The reasons political parties choose their leaders have almost nothing to do with competence, as conventionally understood. The process is best understood in terms of game theory.

All political parties are coalitions of different groups, many of whom strongly disagree with each other on substantive matters. A supremely competent group X candidate will usually meet more vigorous opposition from group Y than an indifferent group X candidate. What group Y usually fears the most is the party becoming group X supremacist in character. They may even prefer losing an election to that.

John Major beat Michael Heseltine for the Tory leadership essentially because he wasn’t considered too worryingly effective. The “bastard” wing of the Tories feared Heseltine would establish a permanent “wet” supremacy. Major was just as wet as Heseltine, but at the time of the leadership election he seemed less forceful and effective in his wetness. It enabled him to become the “stop Heseltine” candidate of the anti-wets.
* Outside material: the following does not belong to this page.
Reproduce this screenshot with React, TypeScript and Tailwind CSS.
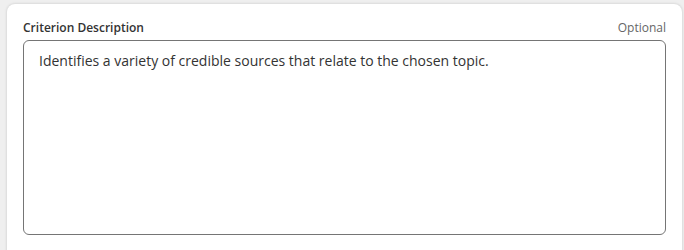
export default function App() {
  return (
    <div
      className="h-[250px] overflow-hidden bg-[#efefef] pl-[7px] pr-[2px] pt-[4px]"
      style={{ fontFamily: '"Open Sans", "Noto Sans", sans-serif' }}
    >
      <div className="h-[260px] rounded-t-lg bg-white px-4 pt-[16px] shadow-[0_0_3px_rgba(0,0,0,0.18)]">
        <div className="flex items-center justify-between text-xs leading-4">
          <span className="font-semibold text-[#333]">Criterion Description</span>
          <span className="text-[#666]">Optional</span>
        </div>
        <textarea
          className="mt-[4px] block h-[195px] w-full resize-none rounded-md border border-[#757575] px-[15px] pt-[10px] text-sm leading-5 text-[#333] outline-none"
          defaultValue="Identifies a variety of credible sources that relate to the chosen topic."
        />
      </div>
    </div>
  )
}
Competition also operates at the individual level. After David Cameron resigned, the pro-Brexit faction of the Tory party basically ruled itself out of leadership because neither Johnson nor Gove was prepared to allow the other to have the top job.

There’s also the “old Pope” principle. When the college of cardinals can’t agree on a new Pope, they usually choose the most senile candidate. The different factions assume he won’t do very much, but will buy them time to prepare for the next election in a few years time. I think the election of Jeremy Corbyn had an element of this. Probably the most disastrously misjudged example of this principle was the ascent to power of Ayatollah Khomeini in 1979. He was then 77. The leftist secular faction of the Iranian revolution assumed that Khomeini would be a temporary figurehead. Instead he ruled Iran forcefully for 10 years, and the country today is still living under his shadow.

Ultimately the selection process, however set up, will tend to reward dissimulators: people who can appear to be one thing to group X and another to group Y. That’s why poor compromise candidates like John Major and Teresa May often win.